Apps, not Artifacts
Last updated: May 20, 2026
A few weeks ago I built myself a workout tracker. It's an iOS shell that wraps a WebView, the component that renders HTML, and had Codex generate the actual tracker inside it. Every time I want a new feature, I ask for one. It updates. I log my lifts.
This is what personal software should feel like in 2026.
When Claude released Artifacts back in June 2024, seriously, I checked, almost two years ago, it was a clear glimpse of the future. But chat apps have barely changed since, even as the models underneath got wildly more capable. Codex and Opus now write real software with minimal hand-holding. The interface hasn't caught up.
Here's what the next version of ChatGPT, or Claude, needs:
- Long Running Chats - Compaction and filesystem access make the multi-chat experience feel increasingly obsolete.
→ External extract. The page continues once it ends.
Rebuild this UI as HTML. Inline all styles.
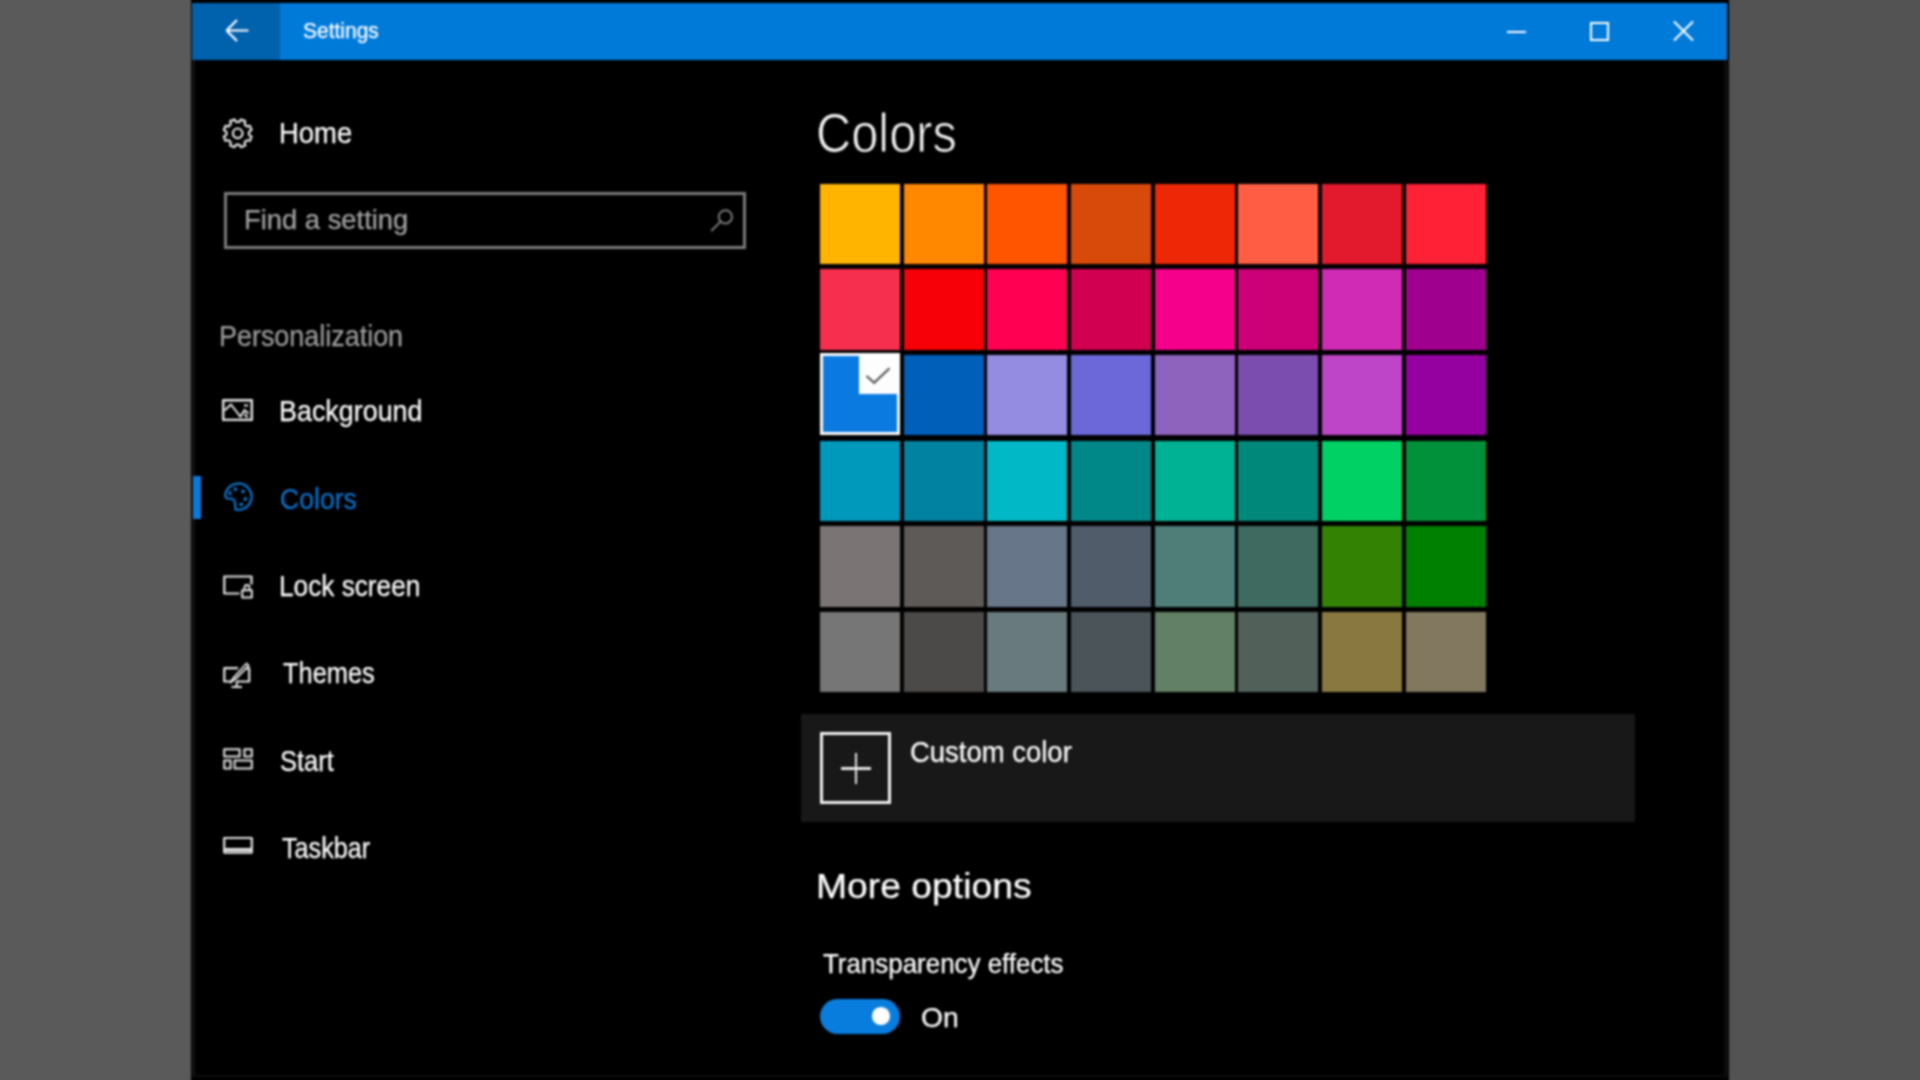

If models can store scripts, memories, files, and state, then a chat should be closer to a persistent workspace than a disposable thread.
- Apps not Artifacts - Artifacts have no storage and aren't dynamic. Drop a storage layer underneath them, SQLite in the filesystem works fine, and suddenly an app remembers what you did last time, and can be updated without losing state.
- Dynamic Sharing - When I send my workout tracker to a friend, they should get the live version without me redeploying anything. Sharing should work more like syncing a Notion page than shipping software.
Once those three things exist, the ceiling on personal software goes way up. A travel agent surprises me with vacations. A health optimizer that tells me what to do. A finance bot that invests for me. None of these need to ship through the App Store. They need HTML, a model, and a little memory. The phone stops being a grid of apps.
The next iPhone will just be a physical ChatGPT wrapper.